The Canalejas project was unveiled by the Madrid authorities in 2013, shortly after Grupo Villar Mir, a Spanish construction group, completed its purchase of the buildings. Ownership changed hands in 2017 when an investment company owned by Mark Scheinberg, a co-founder of the online gambling company PokerStars, bought 50 percent of Canalejas for €225 million.

Along the way, the project suffered cost overruns and delays. In 2015, a far-left politician, Manuela Carmena, was elected mayor of Madrid, and one of her first decisions was to suspend building licenses for the project amid concerns that it breached protection rules for Madrid’s heritage. After a lengthy negotiation, Villar Mir agreed to shrink its project slightly.

Last year, the construction work also forced one of Madrid’s main subway lines to partly close for several months. The city subway authorities are demanding €1.2 million in compensation from the Canalejas owners for the damage.

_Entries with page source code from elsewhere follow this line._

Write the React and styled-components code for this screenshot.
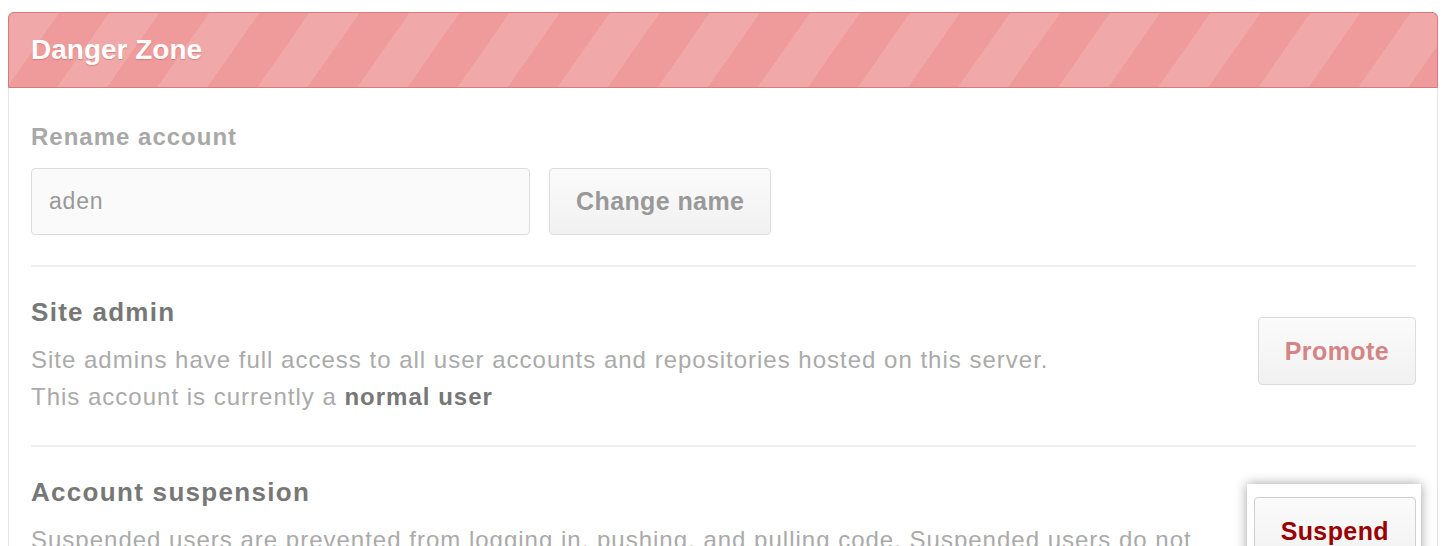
import React from 'react'
import styled, { createGlobalStyle } from 'styled-components'

const GlobalStyle = createGlobalStyle`
  html, body {
    margin: 0;
    padding: 0;
    background: #fff;
  }
  body {
    font-family: "Liberation Sans", Arial, sans-serif;
  }
`

const Page = styled.div`
  padding: 12px 10px 0 8px;
  height: 546px;
  box-sizing: border-box;
  overflow: hidden;
`

const Box = styled.div`
  border: 1px solid #e6e6e6;
  border-top: none;
  border-radius: 5px;
`

const BoxHeader = styled.div`
  height: 74px;
  margin: 0 -1px;
  padding: 0 22px;
  display: flex;
  align-items: center;
  border: 1px solid #d57b7b;
  border-radius: 6px 6px 0 0;
  background-color: #ef9b9b;
  background-image: repeating-linear-gradient(
    125deg,
    #f0a8a8 0px,
    #f0a8a8 41px,
    #ef9b9b 41px,
    #ef9b9b 82px
  );
  color: #fff;
  font-size: 28px;
  font-weight: bold;
  text-shadow: 0 1px 1px rgba(170, 60, 60, 0.35);
`

const BoxBody = styled.div`
  padding: 0 21px 0 22px;
`

const Row = styled.div`
  display: flex;
  align-items: flex-start;
  gap: 40px;
  padding: ${p => p.$top || 30}px 0 30px;
  border-bottom: ${p => (p.$last ? 'none' : '2px solid #eeeeee')};
`

const Info = styled.div`
  flex: 1;
  max-width: ${p => p.$max || 'none'};
`

const Heading = styled.h3`
  margin: 0;
  font-size: ${p => (p.$small ? 24 : 26)}px;
  line-height: ${p => (p.$small ? 28 : 30)}px;
  letter-spacing: ${p => (p.$small ? 1 : 1.3)}px;
  font-weight: bold;
  color: ${p => (p.$muted ? '#a8a8a8' : '#777777')};
`

const Description = styled.p`
  margin: 14px 0 0;
  font-size: 24px;
  line-height: 37px;
  letter-spacing: 1px;
  color: #aaaaaa;

  strong {
    color: #777777;
  }
`

const Form = styled.div`
  display: flex;
  gap: 19px;
  margin-top: 17px;
`

const TextInput = styled.input`
  width: 499px;
  height: 67px;
  box-sizing: border-box;
  padding: 0 17px;
  border: 1px solid #dddddd;
  border-radius: 4px;
  background: #fafafa;
  font-family: inherit;
  font-size: 23px;
  letter-spacing: 0.8px;
  color: #999999;
  outline: none;
`

const Button = styled.button`
  height: ${p => p.$h || 68}px;
  box-sizing: border-box;
  padding: 0 26px;
  border: 1px solid #dddddd;
  border-radius: 4px;
  background: linear-gradient(#fbfbfb, #f1f1f1);
  font-family: inherit;
  font-size: 25px;
  font-weight: bold;
  letter-spacing: 0.4px;
  color: ${p => p.$color || '#999999'};
  cursor: pointer;
  white-space: nowrap;
`

const Side = styled.div`
  margin-top: 20px;
  margin-left: auto;
  flex-shrink: 0;
`

const Highlight = styled.div`
  position: relative;
  isolation: isolate;

  &::before {
    content: '';
    position: absolute;
    top: -13px;
    left: -7px;
    right: -5px;
    bottom: -14px;
    background: #fff;
    box-shadow: 0 0 11px rgba(0, 0, 0, 0.38);
    z-index: -1;
  }
`

const DangerButton = styled(Button)`
  border-color: #cfcfcf;
`

export default function App() {
  return (
    <>
      <GlobalStyle />
      <Page>
        <Box>
          <BoxHeader>Danger Zone</BoxHeader>
          <BoxBody>
            <Row $top={35}>
              <Info>
                <Heading $small $muted>Rename account</Heading>
                <Form>
                  <TextInput defaultValue="aden" />
                  <Button $h={67}>Change name</Button>
                </Form>
              </Info>
            </Row>
            <Row>
              <Info>
                <Heading>Site admin</Heading>
                <Description>
                  Site admins have full access to all user accounts and repositories hosted on this server.
                  <br />
                  This account is currently a <strong>normal user</strong>
                </Description>
              </Info>
              <Side>
                <Button $color="#d38585">Promote</Button>
              </Side>
            </Row>
            <Row $last>
              <Info $max="1170px">
                <Heading>Account suspension</Heading>
                <Description>
                  Suspended users are prevented from logging in, pushing, and pulling code. Suspended users do not
                  have access to their repositories.
                </Description>
              </Info>
              <Side>
                <Highlight>
                  <DangerButton $color="#990000">Suspend</DangerButton>
                </Highlight>
              </Side>
            </Row>
          </BoxBody>
        </Box>
      </Page>
    </>
  )
}
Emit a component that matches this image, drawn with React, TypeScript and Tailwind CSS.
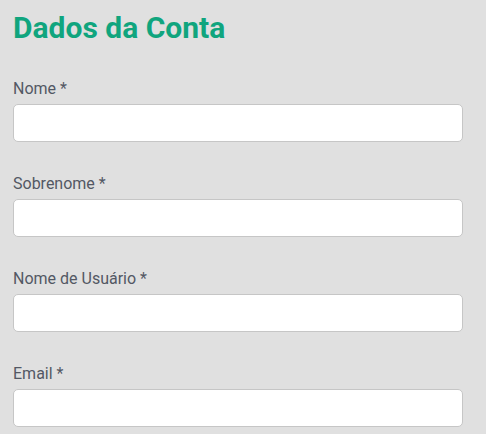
import React from 'react';

const fields = ['Nome *', 'Sobrenome *', 'Nome de Usuário *', 'Email *'];

export default function App() {
  return (
    <div className="min-h-[434px] bg-[#e0e0e0] px-[13px] pt-[8px] font-['Roboto',sans-serif]">
      <h1 className="text-[30px] font-bold leading-[40px] text-[#10a57e]">Dados da Conta</h1>
      <form className="mt-[29px] flex w-[450px] flex-col gap-[30px]">
        {fields.map((label) => (
          <div key={label} className="flex flex-col">
            <label className="mb-[3px] text-[16px] leading-[24px] text-[#535864]">{label}</label>
            <input
              type="text"
              className="h-[38px] w-full rounded-[5px] border border-[#c6c6c6] bg-white px-3 outline-none"
            />
          </div>
        ))}
      </form>
    </div>
  );
}
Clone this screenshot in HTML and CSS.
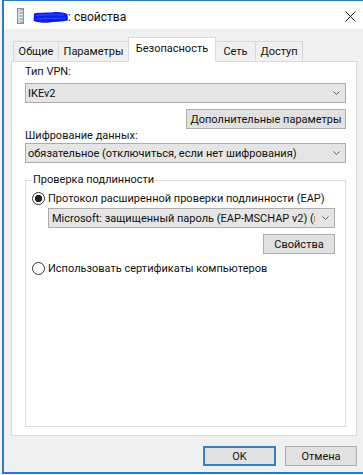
FILE: index.html
```html
<!DOCTYPE html>
<html lang="ru">
<head>
    <meta charset="UTF-8">
    <meta name="viewport" content="width=device-width, initial-scale=1.0">
    <title>Свойства</title>
    <link rel="stylesheet" href="styles.css">
</head>
<body>

<div class="window">
    <div class="titlebar">
        <svg class="app-icon" width="7" height="16" viewBox="0 0 7 16">
            <rect x="0.5" y="0.5" width="6" height="15" fill="#aab6c3" stroke="#8593a4"/>
            <rect x="1" y="1" width="2" height="14" fill="#c9d3de"/>
            <path d="M1 3.5h5M1 6.5h5M1 9.5h5M1 12.5h5" stroke="#e4eaf0" stroke-width="1"/>
        </svg>
        <!-- name of the connection is scribbled out in the screenshot -->
        <svg class="redact" width="35" height="12" viewBox="0 0 35 12">
            <path d="M1 2.5C6 1 13 2 20 1.2C26 0.5 31 1.5 34.5 3L35 9.5C29 11 22 10.5 15 11.8C9 12 4 11.2 0.5 10Z" fill="#0b1ff0"/>
            <path d="M3 4.5C10 3.5 20 4 31 3.8M4 8C12 7.2 22 7.6 32 7" stroke="#3a4dff" stroke-width="1" fill="none"/>
        </svg>
        <span class="title">: свойства</span>
        <svg class="close" width="11" height="11" viewBox="0 0 11 11">
            <path d="M0.5 0.5L10.5 10.5M10.5 0.5L0.5 10.5" stroke="#111" stroke-width="1"/>
        </svg>
    </div>

    <div class="content">
        <div class="tabs">
            <div class="tab tab-general">Общие</div>
            <div class="tab tab-params">Параметры</div>
            <div class="tab tab-security active">Безопасность</div>
            <div class="tab tab-net after-active">Сеть</div>
            <div class="tab tab-access last">Доступ</div>
        </div>

        <div class="panel">
            <div class="label first">Тип VPN:</div>
            <div class="combo">
                <span class="combo-text">IKEv2</span>
                <span class="chevron"><svg width="7" height="4" viewBox="0 0 7 4"><path d="M0.5 0.5L3.5 3.5L6.5 0.5" fill="none" stroke="#606060"/></svg></span>
            </div>
            <div class="btn-row">
                <button class="btn btn-advanced">Дополнительные параметры</button>
            </div>
            <div class="label">Шифрование данных:</div>
            <div class="combo">
                <span class="combo-text">обязательное (отключиться, если нет шифрования)</span>
                <span class="chevron"><svg width="7" height="4" viewBox="0 0 7 4"><path d="M0.5 0.5L3.5 3.5L6.5 0.5" fill="none" stroke="#606060"/></svg></span>
            </div>

            <fieldset class="group">
                <legend>Проверка подлинности</legend>
                <div class="radio-row">
                    <span class="radio checked"></span>
                    <span>Протокол расширенной проверки подлинности (EAP)</span>
                </div>
                <div class="combo combo-eap">
                    <span class="combo-text">Microsoft: защищенный пароль (EAP-MSCHAP v2) (шифрование включено)</span>
                    <span class="chevron"><svg width="7" height="4" viewBox="0 0 7 4"><path d="M0.5 0.5L3.5 3.5L6.5 0.5" fill="none" stroke="#606060"/></svg></span>
                </div>
                <div class="btn-row">
                    <button class="btn btn-props">Свойства</button>
                </div>
                <div class="radio-row second">
                    <span class="radio"></span>
                    <span>Использовать сертификаты компьютеров</span>
                </div>
            </fieldset>
        </div>

        <div class="footer">
            <button class="btn btn-ok">OK</button>
            <button class="btn btn-cancel">Отмена</button>
        </div>
    </div>
</div>

</body>
</html>
```

FILE: styles.css
```css
body {
    margin: 0;
    background: #f5f5f5;
    font-family: Roboto, "Liberation Sans", sans-serif;
    font-size: 11px;
    color: #111;
    overflow: hidden;
}
.window {
    margin-left: 2px;
    width: 360px;
    height: 471px;
    border-top: 1px solid #2b7ac6;
    border-left: 2px solid #2b7ac6;
    border-bottom: 2px solid #2b7ac6;
    background: #f0f0f0;
    display: flex;
    flex-direction: column;
}
.titlebar {
    height: 28px;
    background: #fff;
    display: flex;
    align-items: center;
    padding-left: 13px;
}
.app-icon {
    margin-top: 2px;
}
.redact {
    margin-left: 9px;
    margin-top: 3px;
}
.title {
    padding-top: 4px;
    font-size: 12px;
}
.close {
    margin-left: auto;
    margin-right: 8px;
    margin-top: 2px;
}
.content {
    flex: 1;
    padding: 0 7px;
    display: flex;
    flex-direction: column;
}
.tabs {
    display: flex;
    align-items: flex-end;
    height: 24px;
    margin-top: 8px;
    padding-left: 2px;
    position: relative;
    z-index: 1;
}
.tab {
    box-sizing: border-box;
    height: 20px;
    border-top: 1px solid #d9d9d9;
    border-left: 1px solid #d9d9d9;
    background: #f0f0f0;
    text-align: center;
    line-height: 19px;
    white-space: nowrap;
}
.tab.active {
    height: 25px;
    margin-bottom: -1px;
    background: #fff;
    border-right: 1px solid #d9d9d9;
    line-height: 22px;
}
.tab.after-active {
    border-left: none;
}
.tab.last {
    border-right: 1px solid #d9d9d9;
}
.tab-general { width: 45px; }
.tab-params { width: 70px; }
.tab-security { width: 88px; }
.tab-net { width: 39px; }
.tab-access { width: 48px; }
.panel {
    box-sizing: border-box;
    height: 375px;
    border: 1px solid #d9d9d9;
    background: #fff;
    padding: 0 10px 8px 13px;
    display: flex;
    flex-direction: column;
}
.label {
    line-height: 14px;
}
.label.first {
    margin-top: 3px;
    margin-bottom: 4px;
}
.combo {
    box-sizing: border-box;
    height: 20px;
    border: 1px solid #acacac;
    background: #e5e5e5;
    display: flex;
    align-items: center;
    padding-left: 2px;
}
.combo-text {
    flex: 1;
    overflow: hidden;
    white-space: nowrap;
}
.chevron {
    flex: none;
    width: 17px;
    display: flex;
    justify-content: center;
    padding-left: 2px;
}
.btn-row {
    display: flex;
    justify-content: flex-end;
    margin-top: 6px;
}
.btn {
    box-sizing: border-box;
    height: 20px;
    padding: 0;
    font: inherit;
    color: #111;
    white-space: nowrap;
    background: #e1e1e1;
    border: 1px solid #adadad;
}
.btn-advanced { width: 160px; }
.btn-props { width: 72px; }
.group {
    flex: 1;
    min-width: 0;
    margin: 10px 0 0;
    padding: 3px 10px 0 6px;
    border: 1px solid #dcdcdc;
}
.group legend {
    padding: 0 1px;
    line-height: 14px;
}
.radio-row {
    display: flex;
    align-items: center;
    gap: 3px;
    height: 16px;
    white-space: nowrap;
}
.radio-row.second {
    margin-top: 6px;
}
.radio {
    flex: none;
    box-sizing: border-box;
    width: 13px;
    height: 13px;
    border: 1px solid #333;
    border-radius: 50%;
    background: #fff;
}
.radio.checked {
    background: radial-gradient(circle, #222 3.4px, #fff 4px);
}
.combo-eap {
    margin: 2px 0 0 16px;
    padding-left: 3px;
}
.footer {
    display: flex;
    justify-content: flex-end;
    gap: 9px;
    margin-top: 10px;
}
.btn-ok {
    width: 73px;
    border: 2px solid #3a7fc2;
}
.btn-cancel {
    width: 72px;
}
```
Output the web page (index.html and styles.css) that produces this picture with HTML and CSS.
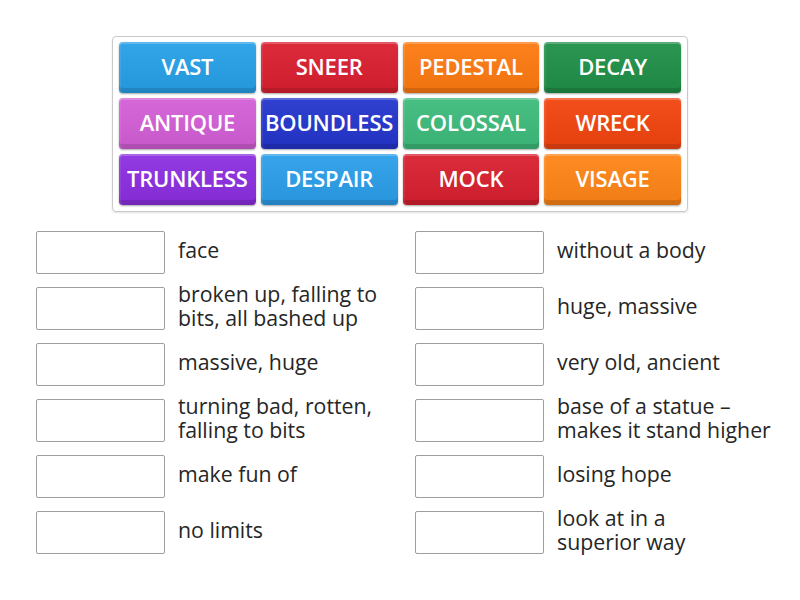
FILE: index.html
```html
<!DOCTYPE html>
<html>
<head>
<meta charset="utf-8">
<link rel="stylesheet" href="styles.css">
</head>
<body>
<div class="page">
  <div class="bank">
    <div class="tile c-vast">VAST</div>
    <div class="tile c-sneer">SNEER</div>
    <div class="tile c-pedestal">PEDESTAL</div>
    <div class="tile c-decay">DECAY</div>
    <div class="tile c-antique">ANTIQUE</div>
    <div class="tile c-boundless">BOUNDLESS</div>
    <div class="tile c-colossal">COLOSSAL</div>
    <div class="tile c-wreck">WRECK</div>
    <div class="tile c-trunkless">TRUNKLESS</div>
    <div class="tile c-despair">DESPAIR</div>
    <div class="tile c-mock">MOCK</div>
    <div class="tile c-visage">VISAGE</div>
  </div>
  <div class="answers">
    <div class="row"><div class="slot"></div><div class="def">face</div></div>
    <div class="row"><div class="slot"></div><div class="def">without a body</div></div>
    <div class="row"><div class="slot"></div><div class="def">broken up, falling to<br>bits, all bashed up</div></div>
    <div class="row"><div class="slot"></div><div class="def">huge, massive</div></div>
    <div class="row"><div class="slot"></div><div class="def">massive, huge</div></div>
    <div class="row"><div class="slot"></div><div class="def">very old, ancient</div></div>
    <div class="row"><div class="slot"></div><div class="def">turning bad, rotten,<br>falling to bits</div></div>
    <div class="row"><div class="slot"></div><div class="def">base of a statue –<br>makes it stand higher</div></div>
    <div class="row"><div class="slot"></div><div class="def">make fun of</div></div>
    <div class="row"><div class="slot"></div><div class="def">losing hope</div></div>
    <div class="row"><div class="slot"></div><div class="def">no limits</div></div>
    <div class="row"><div class="slot"></div><div class="def">look at in a<br>superior way</div></div>
  </div>
</div>
</body>
</html>
```
FILE: styles.css
```css
html, body {
  margin: 0;
  padding: 0;
  background: #ffffff;
}
body {
  width: 800px;
  height: 600px;
  font-family: "Open Sans", "Liberation Sans", sans-serif;
}
.page {
  padding-top: 36px;
}
.bank {
  box-sizing: border-box;
  width: 576px;
  margin-left: 112px;
  border: 1px solid #c9c9c9;
  border-radius: 4px;
  padding: 5px 6px 6px 6px;
  display: grid;
  grid-template-columns: repeat(4, 1fr);
  grid-auto-rows: 51px;
  column-gap: 5px;
  row-gap: 5px;
  box-shadow: 0 1px 2px rgba(0,0,0,0.12);
}
.tile {
  box-sizing: border-box;
  display: flex;
  align-items: center;
  justify-content: center;
  padding-bottom: 4px;
  border-radius: 4px;
  color: #ffffff;
  font-weight: 600;
  font-size: 22px;
  letter-spacing: -0.2px;
  white-space: nowrap;
  box-shadow: inset 0 2px 0 rgba(255,255,255,0.22), inset 2px 0 0 rgba(255,255,255,0.08), inset 0 -5px 0 rgba(0,0,0,0.12), 0 1px 2px rgba(0,0,0,0.35);
  background-image: linear-gradient(to bottom, rgba(255,255,255,0.06), rgba(0,0,0,0.06));
}
.c-vast { background-color: #26a0e8; }
.c-sneer { background-color: #da1f2f; }
.c-pedestal { background-color: #fd7a10; }
.c-decay { background-color: #1f8f48; }
.c-antique { background-color: #d35ed6; }
.c-boundless { background-color: #2334cc; }
.c-colossal { background-color: #3dbb7b; }
.c-wreck { background-color: #f2440f; }
.c-trunkless { background-color: #8c2ee0; }
.c-despair { background-color: #2a9ee9; }
.c-mock { background-color: #d81f2e; }
.c-visage { background-color: #ff8416; }

.answers {
  margin-top: 19px;
  margin-left: 36px;
  display: grid;
  grid-template-columns: 379px 379px;
  grid-auto-rows: 43px;
  row-gap: 13px;
}
.row {
  display: flex;
  align-items: center;
}
.slot {
  box-sizing: border-box;
  flex: none;
  width: 129px;
  height: 43px;
  border: 1px solid #9e9e9e;
  border-radius: 2px;
  background: #ffffff;
}
.def {
  margin-left: 13px;
  padding-bottom: 6px;
  font-size: 21.3px;
  line-height: 24px;
  color: #262626;
  white-space: nowrap;
}
```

The Canalejas project is an important addition to Madrid’s tourism offerings that complies with Spanish regulations to protect patrimony, argued Mr. Ezquiaga, the professor of architecture. But he acknowledged that “there are examples of hotels in Italy and elsewhere where more has been done to preserve the interior’s identity, and in that sense I think that in Spain we still lack a bit of cultural sensitivity.”

Mr. Lamela, the architect of the project, said it was understandable that such a vast tourism project had generated an intense debate, but he also argued that it was important to think of what would have happened to Canalejas if it had been left as a set of former bank buildings.

“Without a major hotel project, the future of these beautiful buildings was looking very complicated,” he said.